La réalité, c’est la crise de l’industrie automobile européenne depuis 30 ans qui, de restructurations
en fermetures de sites, prend le chemin de la sidérurgie des années 1980. Seul le ministre Montebourg s’interroge encore sur la réalité de cette crise en refusant de mettre en avant une stratégie de reconversion globale de la filière ou en appelant à la lutte contre le capitalisme mondialisé.
Or, PSA est une entreprise « bien de chez nous ».
L’actionnaire de référence du groupe est constitué depuis plus d’un siècle par la même famille, les Peugeot. Jusqu’à cet hiver 2012, elle avait refusé toute fusion avec plus gros. Renault, satellisé par Nissan ou Fiat, recentrant son activité autour de Chrysler, a fait des choix différents.
PSA s’est retrouvé en retard sur la voie de l’internationalisation : en 2009, 73% de la production totale de Renault étaient réalisés hors de France, contre 62% pour PSA. Pour investir davantage dans les nouveaux pays de conquête automobile, les ressources nécessaires sont à trouver dans le profit réalisé grâce aux travailleurs des usines européennes. Jamais, avant 2012, les firmes automobiles n’auront produit et vendu autant de voitures dans le monde.
PSA, dépassé par les événements, conclut à la va-vite une alliance avec General Motors en mars 2012. Son arrivée dans le capital de PSA se traduit par des plans des bureaux d’études échangés, des achats mis en commun, une logistique partagée et, surtout, la restructuration coordonnée des appareils de production en Europe : cette alliance se fixe comme objectif encore plus de suppressions d’emplois et de fermetures d’usines. Si l’on ajoute que certains postes d’avenir dans la recherche et le développement sont également supprimés, on peut se demander si PSA n’est donc pas dans une autre stratégie : la préparation d’une liquidation - fusion avec General Motors. Même l’annonce du chiffre des ventes de voitures souligne cette stratégie. La direction « oublie » en effet de préciser que, suite à l’accord avec GM, elle a décidé de suivre l’embargo américain sur le marché iranien.

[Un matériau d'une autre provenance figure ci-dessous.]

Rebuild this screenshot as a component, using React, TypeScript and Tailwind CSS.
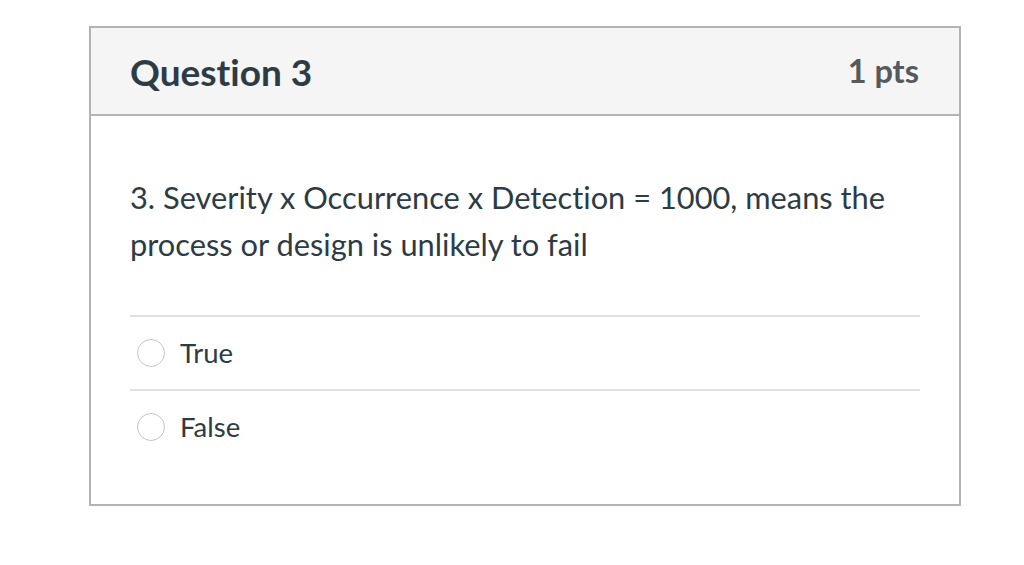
export default function App() {
  const answers = ['True', 'False'];

  return (
    <div
      className="min-h-[565px] w-[1024px] bg-white pt-[26px] pl-[89px] [font-variant-ligatures:none]"
      style={{ fontFamily: 'Lato, "Open Sans", sans-serif' }}
    >
      <div className="w-[872px] border-2 border-[#b3b3b3] bg-white">
        <header className="flex h-[88px] items-center justify-between border-b-2 border-[#b3b3b3] bg-[#f5f5f5] pr-[40px] pl-[39px]">
          <h2 className="text-[37px] leading-none font-bold text-[#2d3b45]">Question 3</h2>
          <div className="text-[32.5px] leading-none font-bold text-[#565a5c]">1 pts</div>
        </header>

        <div className="px-[39px] pt-[58px] pb-[41px]">
          <p className="text-[30.8px] leading-[47px] text-[#2d3b45]">
            3. Severity x Occurrence x Detection = 1000, means the process or design is unlikely to fail
          </p>

          <div className="mt-[47px]">
            {answers.map((a) => (
              <label key={a} className="flex h-[74px] items-center border-t-2 border-[#e0e0e0] pl-[7px]">
                <span className="h-[28px] w-[28px] shrink-0 rounded-full border-[1.5px] border-[#c4c4c4] bg-white" />
                <span className="ml-[15px] text-[27.5px] leading-none text-[#2d3b45]">{a}</span>
              </label>
            ))}
          </div>
        </div>
      </div>
    </div>
  );
}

Or, ce marché tenait jusqu’alors la deuxième place dans les ventes du groupe, juste après la France. En renonçant à exporter en Iran, PSA a décidé de s’asseoir sur 457 000 voitures vendues par an (en 2011), soit quelque 200 000 en six mois... Quelle surprise, tout juste le chiffre de baisse des ventes, annoncé cette semaine !
En réalité, l’annonce prévue depuis longtemps de la fermeture d’une usine de montage est inscrite dans la stratégie de délocalisation pour faire baisser le coût du travail. Un signe qui ne trompe pas : Laurence Parisot a évidemment pris fait et cause pour la fermeture d’Aulnay en expliquant qu’il fallait « accepter des restructurations » au nom de la compétitivité, même si c’était « douloureux », argument qu’elle avait déjà mis en avant lors de la Conférence Sociale. Il y a au moins une catégorie de la population que ces manœuvres rendent enthousiaste : ce sont les spéculateurs. Le jour de l’annonce par le groupe des milliers de licenciements, l’action du groupe a bondi...de plus de 5 % !
Dès lors, la colère sociale risque de s’exprimer à partir de septembre et de fédérer autour de PSA les secteurs où sont menacés plus de 60 000 emplois, comme dans les transports ( Air France), le commerce ( Carrefour), la santé (Sanofi), l’agro-alimentaire (Doux). Cette mobilisation se battra à juste titre pour le maintien des emplois et contre la fermeture des sites industriels. A l’usine Ford de Blanquefort, en Gironde, cette mobilisation avait empêché les licenciements.
Mais le gouvernement est obligé de voir plus loin. Il ne peut se résigner à jouer au pompier de service en essayant d’atténuer au cas par cas les plans de licenciements, en négociant quelques miettes avec ceux qui reçoivent des milliards d’aide par an pour « assainir » leur industrie. Ces aides doivent maintenant être supprimées, ou conditionnées sévèrement. De même, nous devons revoir d’urgence les conditions d’application de ces plans de licenciements, qui devraient pouvoir être suspendus lorsque l’entreprise redistribue des bénéfices à ses actionnaires sans tenir compte de l’emploi de ses salariés. La droite et le MEDEF avaient hurlé au loup quand quelques- uns, à gauche, avaient proposé de rétablir l’autorisation administrative de licenciement, mais lorsque l’on voit l’arrogance de ces gens qui bénéficient de parachutes dorés, de stocks options, de salaires faramineux, alors que leur mauvaise gestion conduit leurs entreprises à la faillite et leurs salariés au chômage, on ne peut que se reposer la question. En même temps, il faut construire un bouclier social européen, en imposant à Bruxelles que ses aides aux entreprises délocalisant hors Union Européenne soient supprimées. Le dumping social, ça suffit !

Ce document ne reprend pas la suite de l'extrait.